Although the system and the personnel had a lot to do with it, Wisconsin had become a Big Ten powerhouse under Ryan's watch in large part to the continuity of the coaching staff. Greg Gard has been coaching alongside Ryan since 1993 while Close, who joined Wisconsin in 2003, has been involved in coaching at the division 1 level since the early 1980s.
Paris would seem to be the odd man out, a young 37-year-old assistant who got his first division 1 coaching job at Akron in 2005, but there's no question that his laid-back personality has allowed him to fit right into the Wisconsin coaching tree.
"It took me a few days to find out how things are done," recalled Paris. "Some coaches like a guy who is real fired up. Some coaches like a guy who is this or that. Here, Coach Ryan is a guy who lets you be who you are."
In the eyes of Ryan, that was Paris being a relentless recruiter who can relate to kids at the beginning, middle or tail end of their college career and develop them into key contributors. Nigel Hayes – a Paris recruit – has been open about the amount of time he's put in with Paris this season and the four members of the 2010 recruiting class have learned and adjusted to the UW program together.
"It's been fun to have a coach come in who is ready to contribute to this team," said senior Ben Brust, one of those four 2010 recruits. "He wants to bring in different ideas and coach. He's done a good job developing through the system. We get mad at him when he refs sometimes, but he does it to make us better in the games and give us teaching points."
Like his current boss, Paris climbed the ladder from Division III, to Division II to the mid-major level and has a good connection in the state of Ohio, which made him a popular person on Gard's speed dial while Paris was at Akron. Handling the recruiting in Ohio before Paris was hired, Paris said Gard would call him up to get tips on some kids UW was monitoring.
"When they were recruiting Traevon (Jackson), he would call me and ask me what I was hearing and what the latest was," said Paris. "That developed a friendship through that."
The dialogue between the two also led Paris to get to know more about the positive working conditions Gard and the other assistants were experiencing under Ryan. When Howard Moore left to become the head coach at Illinois-Chicago, Paris, for the first time, had a connection to a school he wanted to work for.
"I knew they did things the right way, which was very important for me, so I wanted to get involved in the job," said Paris. "Greg went to bat for me during the process. I had very similar backgrounds to Coach Ryan in how we had come through the ranks, so that helped me to. I just thought it was a really good fit. I knew when it came open, it was something I wanted to pursue."

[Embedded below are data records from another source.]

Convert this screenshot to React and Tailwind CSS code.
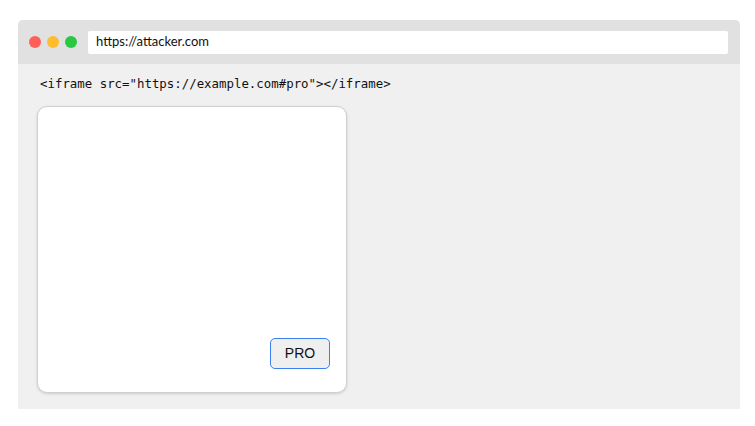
export default function App() {
  return (
    <div className="w-[755px] h-[426px] bg-white pt-[20px] pl-[18px]">
      <div className="w-[722px] h-[389px] bg-[#f0f0f0] rounded-t-[5px] flex flex-col">
        <div className="h-[44px] bg-[#e1e1e1] rounded-t-[5px] flex items-center pl-[11px] pr-[12px]">
          <div className="flex items-center gap-[6px]">
            <span className="w-[12px] h-[12px] rounded-full bg-[#ff5f57]" />
            <span className="w-[12px] h-[12px] rounded-full bg-[#febc2e]" />
            <span className="w-[12px] h-[12px] rounded-full bg-[#28c840]" />
          </div>
          <div className="ml-[11px] flex-1 h-[23px] bg-white rounded-[2px] flex items-center pl-[8px] text-[13px] text-[#111] font-['Lato',sans-serif]">
            https://attacker.com
          </div>
        </div>
        <div className="pt-[12px] pl-[22px] font-['DejaVu_Sans_Mono',monospace] text-[12.4px] leading-[16px] text-[#111]">
          {'<iframe src="https://example.com#pro"></iframe>'}
        </div>
        <div className="mt-[14px] ml-[19px] w-[310px] h-[287px] bg-white rounded-[10px] border border-[#d0d0d0] shadow-[0_1px_3px_rgba(0,0,0,0.15)] flex items-end justify-end pr-[16px] pb-[23px]">
          <button className="w-[60px] h-[31px] rounded-[5px] border-[1.5px] border-[#3b7ff0] bg-[#efefef] text-[14px] text-[#111] font-['Liberation_Sans',sans-serif]">
            PRO
          </button>
        </div>
      </div>
    </div>
  );
}
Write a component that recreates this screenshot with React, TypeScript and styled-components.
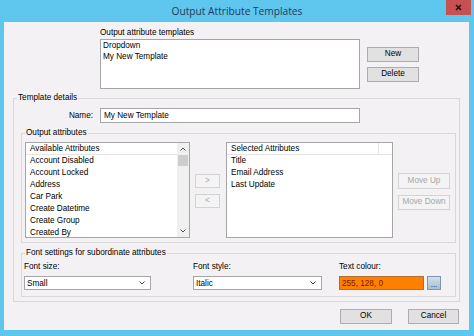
import React from 'react';
import styled, { createGlobalStyle } from 'styled-components';

const FRAME = '#5fc6ee';

const GlobalStyle = createGlobalStyle`
  html, body {
    margin: 0;
    padding: 0;
    background: ${FRAME};
  }
`;

const Window = styled.div`
  width: 474px;
  height: 336px;
  display: flex;
  flex-direction: column;
  background: ${FRAME};
  overflow: hidden;
  font-family: 'Liberation Sans', Arial, sans-serif;
  font-size: 8.2px;
  color: #000;
`;

const TitleBar = styled.div`
  height: 22px;
  flex: none;
  display: grid;
  grid-template-columns: 1fr auto 1fr;
  align-items: start;
`;

const Title = styled.div`
  grid-column: 2;
  line-height: 22px;
  font-family: 'Open Sans', 'Liberation Sans', sans-serif;
  font-size: 10.2px;
  color: #1f3a5c;
`;

const CloseButton = styled.div`
  grid-column: 3;
  justify-self: end;
  width: 25px;
  height: 15px;
  margin-right: 3px;
  background: #c75050;
  display: flex;
  align-items: center;
  justify-content: center;
`;

const Body = styled.div`
  flex: 1;
  margin: 0 5px 6px 4px;
  padding-top: 6px;
  background: #f3f1f3;
  display: flex;
  flex-direction: column;
`;

const Label = styled.div`
  line-height: 10px;
  white-space: nowrap;
`;

const TopRow = styled.div`
  display: flex;
  padding-left: 96px;
`;

const TemplatesColumn = styled.div`
  display: flex;
  flex-direction: column;
  gap: 1px;
`;

const TemplateList = styled.div`
  width: 260px;
  height: 50px;
  box-sizing: border-box;
  border: 1px solid #a6a6a6;
  background: #fff;
  padding: 0 2px;
  line-height: 11px;
`;

const ButtonColumn = styled.div<{ $top: number; $gap: number }>`
  display: flex;
  flex-direction: column;
  gap: ${p => p.$gap}px;
  margin-top: ${p => p.$top}px;
`;

const Button = styled.button<{ $width: number; $height?: number }>`
  width: ${p => p.$width}px;
  height: ${p => p.$height ?? 15}px;
  box-sizing: border-box;
  margin: 0;
  padding: 0;
  border: 1px solid #adadad;
  background: #e1e1e1;
  font-family: 'Liberation Sans', Arial, sans-serif;
  font-size: 8.2px;
  color: #000;
  line-height: 1;

  &:disabled {
    border-color: #d3d3d3;
    background: #f4f4f4;
    color: #a6a6a6;
  }
`;

const GroupBox = styled.fieldset<{ $top?: number }>`
  margin: ${p => p.$top ?? 0}px 0 0 0;
  padding: 0;
  border: 1px solid #d8d8d8;
  min-width: 0;
`;

const Legend = styled.legend`
  margin-left: 3px;
  padding: 0 1px;
  line-height: 10px;
  font-size: 8.2px;
`;

const OuterGroup = styled(GroupBox)`
  margin: 4px 9px 0 9px;
`;

const OuterContent = styled.div`
  padding: 5px 3px 4px 7px;
  display: flex;
  flex-direction: column;
`;

const NameRow = styled.div`
  display: flex;
  align-items: center;
  gap: 7px;
`;

const NameLabel = styled(Label)`
  width: 72px;
  text-align: right;
`;

const TextBox = styled.div<{ $width: number }>`
  width: ${p => p.$width}px;
  height: 15px;
  box-sizing: border-box;
  border: 1px solid #a6a6a6;
  background: #fff;
  padding-left: 3px;
  display: flex;
  align-items: center;
`;

const AttributesContent = styled.div`
  padding: 4px 5px 4px 3px;
  display: flex;
  align-items: flex-start;
`;

const ListFrame = styled.div<{ $width: number; $gap: number }>`
  width: ${p => p.$width}px;
  height: 96px;
  margin-right: ${p => p.$gap}px;
  box-sizing: border-box;
  border: 1px solid #a6a6a6;
  background: #fff;
  display: flex;
  overflow: hidden;
`;

const ListMain = styled.div`
  flex: 1;
  min-width: 0;
  display: flex;
  flex-direction: column;
`;

const ListHeader = styled.div`
  display: flex;
  height: 11px;
  flex: none;
  border-bottom: 1px solid #e5e5e5;
`;

const HeaderCell = styled.div<{ $width?: number }>`
  ${p => (p.$width ? `width: ${p.$width}px;` : 'flex: 1;')}
  flex-shrink: 0;
  box-sizing: border-box;
  padding-left: 4px;
  line-height: 11px;
  white-space: nowrap;
  border-right: ${p => (p.$width ? '1px solid #e5e5e5' : 'none')};
`;

const ListItem = styled.div`
  padding-left: 4px;
  line-height: 12px;
  white-space: nowrap;
`;

const ScrollBar = styled.div`
  width: 12px;
  flex: none;
  background: #f0f0f0;
  display: flex;
  flex-direction: column;
`;

const ScrollArrow = styled.div`
  height: 12px;
  display: flex;
  align-items: center;
  justify-content: center;
`;

const ScrollThumb = styled.div`
  height: 11px;
  margin: 0 1px;
  background: #cdcdcd;
`;

const ScrollTrack = styled.div`
  flex: 1;
`;

const FontContent = styled.div`
  padding: 4px 5px 6px 2px;
  display: flex;
`;

const FieldColumn = styled.div<{ $gap: number }>`
  display: flex;
  flex-direction: column;
  gap: 4px;
  margin-right: ${p => p.$gap}px;
`;

const Combo = styled.div<{ $width: number }>`
  width: ${p => p.$width}px;
  height: 14px;
  box-sizing: border-box;
  border: 1px solid #a6a6a6;
  background: #fff;
  padding: 0 5px 0 2px;
  display: flex;
  align-items: center;
  justify-content: space-between;
`;

const ColourRow = styled.div`
  display: flex;
  gap: 3px;
`;

const ColourBox = styled.div`
  width: 85px;
  height: 14px;
  box-sizing: border-box;
  border: 1px solid #b07030;
  background: #ff8000;
  color: #7a1a00;
  padding-left: 2px;
  display: flex;
  align-items: center;
`;

const PickButton = styled.div`
  width: 14px;
  height: 14px;
  box-sizing: border-box;
  border: 1px solid #7d95ad;
  background: linear-gradient(#d4e0ec, #a9bdd1);
  display: flex;
  align-items: flex-end;
  justify-content: center;
  line-height: 9px;
  font-size: 8px;
  color: #1a1a1a;
`;

const Footer = styled.div`
  display: flex;
  justify-content: flex-end;
  gap: 16px;
  margin-top: 7px;
  padding-right: 10px;
`;

const Chevron = ({ up = false, color = '#505050' }: { up?: boolean; color?: string }) => (
  <svg width="6" height="4" viewBox="0 0 6 4">
    <polyline
      points={up ? '0.5,3.5 3,1 5.5,3.5' : '0.5,0.5 3,3 5.5,0.5'}
      fill="none"
      stroke={color}
      strokeWidth="1"
    />
  </svg>
);

const available = [
  'Account Disabled',
  'Account Locked',
  'Address',
  'Car Park',
  'Create Datetime',
  'Create Group',
  'Created By',
];

const selected = ['Title', 'Email Address', 'Last Update'];

export default function App() {
  return (
    <Window>
      <GlobalStyle />
      <TitleBar>
        <Title>Output Attribute Templates</Title>
        <CloseButton>
          <svg width="7" height="7" viewBox="0 0 7 7">
            <path d="M1 1 L6 6 M6 1 L1 6" stroke="#2a1010" strokeWidth="1.6" />
          </svg>
        </CloseButton>
      </TitleBar>

      <Body>
        <TopRow>
          <TemplatesColumn>
            <Label>Output attribute templates</Label>
            <TemplateList>
              <div>Dropdown</div>
              <div>My New Template</div>
            </TemplateList>
          </TemplatesColumn>
          <ButtonColumn $top={19} $gap={5} style={{ marginLeft: 7 }}>
            <Button $width={52}>New</Button>
            <Button $width={52}>Delete</Button>
          </ButtonColumn>
        </TopRow>

        <OuterGroup>
          <Legend>Template details</Legend>
          <OuterContent>
            <NameRow>
              <NameLabel>Name:</NameLabel>
              <TextBox $width={260}>My New Template</TextBox>
            </NameRow>

            <GroupBox $top={5}>
              <Legend>Output attributes</Legend>
              <AttributesContent>
                <ListFrame $width={165} $gap={5}>
                  <ListMain>
                    <ListHeader>
                      <HeaderCell>Available Attributes</HeaderCell>
                    </ListHeader>
                    {available.map(a => (
                      <ListItem key={a}>{a}</ListItem>
                    ))}
                  </ListMain>
                  <ScrollBar>
                    <ScrollArrow>
                      <Chevron up />
                    </ScrollArrow>
                    <ScrollThumb />
                    <ScrollTrack />
                    <ScrollArrow>
                      <Chevron />
                    </ScrollArrow>
                  </ScrollBar>
                </ListFrame>

                <ButtonColumn $top={32} $gap={6} style={{ marginRight: 6 }}>
                  <Button $width={25} $height={14} disabled>
                    &gt;
                  </Button>
                  <Button $width={25} $height={14} disabled>
                    &lt;
                  </Button>
                </ButtonColumn>

                <ListFrame $width={167} $gap={5}>
                  <ListMain>
                    <ListHeader>
                      <HeaderCell $width={152}>Selected Attributes</HeaderCell>
                    </ListHeader>
                    {selected.map(a => (
                      <ListItem key={a}>{a}</ListItem>
                    ))}
                  </ListMain>
                </ListFrame>

                <ButtonColumn $top={31} $gap={6}>
                  <Button $width={52} $height={16} disabled>
                    Move Up
                  </Button>
                  <Button $width={52} $height={15} disabled>
                    Move Down
                  </Button>
                </ButtonColumn>
              </AttributesContent>
            </GroupBox>

            <GroupBox $top={5}>
              <Legend>Font settings for subordinate attributes</Legend>
              <FontContent>
                <FieldColumn $gap={42}>
                  <Label>Font size:</Label>
                  <Combo $width={127}>
                    <span>Small</span>
                    <Chevron color="#404040" />
                  </Combo>
                </FieldColumn>
                <FieldColumn $gap={17}>
                  <Label>Font style:</Label>
                  <Combo $width={129}>
                    <span>Italic</span>
                    <Chevron color="#404040" />
                  </Combo>
                </FieldColumn>
                <FieldColumn $gap={0}>
                  <Label>Text colour:</Label>
                  <ColourRow>
                    <ColourBox>255, 128, 0</ColourBox>
                    <PickButton>...</PickButton>
                  </ColourRow>
                </FieldColumn>
              </FontContent>
            </GroupBox>
          </OuterContent>
        </OuterGroup>

        <Footer>
          <Button $width={52}>OK</Button>
          <Button $width={51}>Cancel</Button>
        </Footer>
      </Body>
    </Window>
  );
}
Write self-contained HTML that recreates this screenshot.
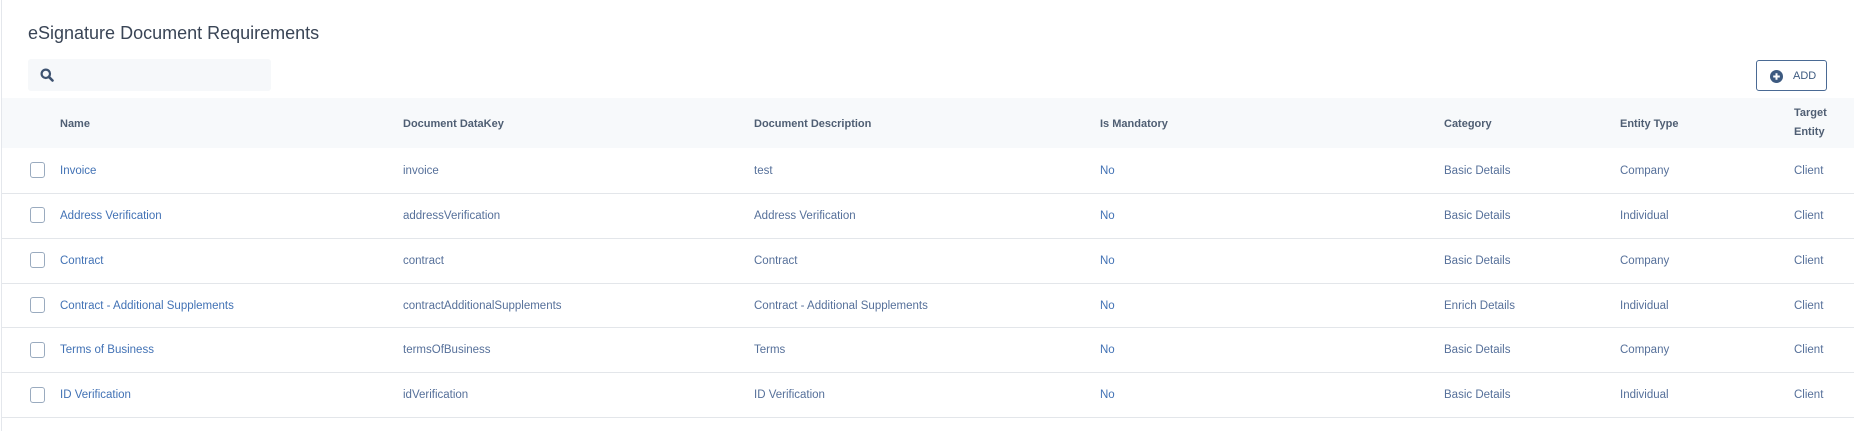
<!DOCTYPE html>
<html><head><meta charset="utf-8"><style>
*{margin:0;padding:0;box-sizing:border-box}
body{width:1854px;height:431px;background:#fff;font-family:"Liberation Sans",sans-serif;position:relative;overflow:hidden}
.vl{position:absolute;left:1px;top:0;width:1px;height:431px;background:#e4e7ec}
.title{position:absolute;left:28px;top:23px;font-size:18px;color:#3a4556}
.search{position:absolute;left:28px;top:59px;width:243px;height:32px;background:#f6f8fa;border-radius:3px}
.add{position:absolute;left:1756px;top:60px;width:71px;height:31px;border:1px solid #4a6a94;border-radius:3px;font-size:11px;color:#3d5a80;}
.add span{position:absolute;left:36px;top:9px}
.head{position:absolute;left:2px;top:98px;width:1852px;height:50px;background:#f7f9fb}
.t{position:absolute;font-size:11.5px;white-space:nowrap}
.h{color:#4f5e73;font-weight:bold;font-size:11px}
.a{color:#4272b5}
.d{color:#56709a}
.line{position:absolute;left:2px;width:1852px;height:1px;background:#e3e6ea}
.cb{position:absolute;left:30px;width:15px;height:16px;border:1.5px solid #9aabbf;border-radius:3px}
</style></head><body>
<div class="vl"></div>
<div class="title">eSignature Document Requirements</div>
<div class="search"><svg style="position:absolute;left:12px;top:9px" width="14" height="14" viewBox="0 0 14 14"><circle cx="5.8" cy="5.8" r="4.2" fill="none" stroke="#3d5270" stroke-width="2.2"/><path d="M8.8 8.8 L12.5 12.5" stroke="#3d5270" stroke-width="2.6" stroke-linecap="round"/></svg></div>
<div class="add"><svg style="position:absolute;left:13px;top:9px" width="13" height="13" viewBox="0 0 13 13"><circle cx="6.5" cy="6.5" r="6.5" fill="#3d5a80"/><path d="M6.5 3.2v6.6M3.2 6.5h6.6" stroke="#fff" stroke-width="2"/></svg><span>ADD</span></div>
<div class="head"></div>
<div class="t h" style="left:60px;top:118px">Name</div>
<div class="t h" style="left:403px;top:118px">Document DataKey</div>
<div class="t h" style="left:754px;top:118px">Document Description</div>
<div class="t h" style="left:1100px;top:118px">Is Mandatory</div>
<div class="t h" style="left:1444px;top:118px">Category</div>
<div class="t h" style="left:1620px;top:118px">Entity Type</div>
<div class="t h" style="left:1794px;top:107px">Target</div>
<div class="t h" style="left:1794px;top:126px">Entity</div>

<div class="cb" style="top:162px"></div>
<div class="t a" style="left:60px;top:165px">Invoice</div><div class="t d" style="left:403px;top:165px">invoice</div><div class="t d" style="left:754px;top:165px">test</div><div class="t a" style="left:1100px;top:165px">No</div><div class="t d" style="left:1444px;top:165px">Basic Details</div><div class="t d" style="left:1620px;top:165px">Company</div><div class="t d" style="left:1794px;top:165px">Client</div>
<div class="line" style="top:193px"></div>

<div class="cb" style="top:207px"></div>
<div class="t a" style="left:60px;top:210px">Address Verification</div><div class="t d" style="left:403px;top:210px">addressVerification</div><div class="t d" style="left:754px;top:210px">Address Verification</div><div class="t a" style="left:1100px;top:210px">No</div><div class="t d" style="left:1444px;top:210px">Basic Details</div><div class="t d" style="left:1620px;top:210px">Individual</div><div class="t d" style="left:1794px;top:210px">Client</div>
<div class="line" style="top:238px"></div>

<div class="cb" style="top:252px"></div>
<div class="t a" style="left:60px;top:255px">Contract</div><div class="t d" style="left:403px;top:255px">contract</div><div class="t d" style="left:754px;top:255px">Contract</div><div class="t a" style="left:1100px;top:255px">No</div><div class="t d" style="left:1444px;top:255px">Basic Details</div><div class="t d" style="left:1620px;top:255px">Company</div><div class="t d" style="left:1794px;top:255px">Client</div>
<div class="line" style="top:283px"></div>

<div class="cb" style="top:297px"></div>
<div class="t a" style="left:60px;top:300px">Contract - Additional Supplements</div><div class="t d" style="left:403px;top:300px">contractAdditionalSupplements</div><div class="t d" style="left:754px;top:300px">Contract - Additional Supplements</div><div class="t a" style="left:1100px;top:300px">No</div><div class="t d" style="left:1444px;top:300px">Enrich Details</div><div class="t d" style="left:1620px;top:300px">Individual</div><div class="t d" style="left:1794px;top:300px">Client</div>
<div class="line" style="top:327px"></div>

<div class="cb" style="top:342px"></div>
<div class="t a" style="left:60px;top:344px">Terms of Business</div><div class="t d" style="left:403px;top:344px">termsOfBusiness</div><div class="t d" style="left:754px;top:344px">Terms</div><div class="t a" style="left:1100px;top:344px">No</div><div class="t d" style="left:1444px;top:344px">Basic Details</div><div class="t d" style="left:1620px;top:344px">Company</div><div class="t d" style="left:1794px;top:344px">Client</div>
<div class="line" style="top:372px"></div>

<div class="cb" style="top:387px"></div>
<div class="t a" style="left:60px;top:389px">ID Verification</div><div class="t d" style="left:403px;top:389px">idVerification</div><div class="t d" style="left:754px;top:389px">ID Verification</div><div class="t a" style="left:1100px;top:389px">No</div><div class="t d" style="left:1444px;top:389px">Basic Details</div><div class="t d" style="left:1620px;top:389px">Individual</div><div class="t d" style="left:1794px;top:389px">Client</div>
<div class="line" style="top:417px"></div>
</body></html>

Paris was adamant that he wasn't trying to do anything outlandish to Wisconsin's recruiting efforts in Ohio, only to simply add to them with the connections he's established since he was at the College of Wooster, a private liberal arts school in the northern part of the state where he was a team captain and MVP his junior and senior year.
It hasn't taken Paris long to tap into some of those connections to help fortify Wisconsin's depth in the front court, landing Vitto Brown out of Bowling Green and Hayes out of Toledo in the 2013 recruiting class. While Brown has played minimal minutes off the bench in his true freshman season, Hayes enters Thursday's home game against Minnesota averaging 10.5 points and 3.5 rebounds per game, putting himself in the conversation for the conference's sixth man of the year and freshman of the year awards.
Successful out recruiting Ohio State for Hayes, Paris knew it was going to hard predicting the type of impact Hayes would have on Wisconsin at year one, but worked tirelessly on him in the recruiting process because he could see the physical ability and natural strength the freshman possessed.
"We knew he would be ready to get in games because a lot of times strength is the biggest obstacle freshmen face," said Paris. "We knew he was going to be able to help from a physical standpoint. His mental capacity is very, very high, which has allowed him to contribute this early."
While Ohio went untapped in the 2014 recruiting class and isn't a primary focus in 2015, Paris has already extended three scholarship offers to 2016 kids in Ohio, developing early relationships with talented prospects.
No matter where the kids come from, however, Paris has fit right into a coaching staff that is focused more on the end product than the process.
"It's not always kumbaya in the relationship with the older guys and the younger guys at some programs," said Paris. "Here it was, and it came pretty naturally with us. You never know how it's going to mesh, but it's been tremendous. There's no egos. Nobody cares who recruits who, and we don't even view it as that. They're going to be a Badger and we're all Badgers, too."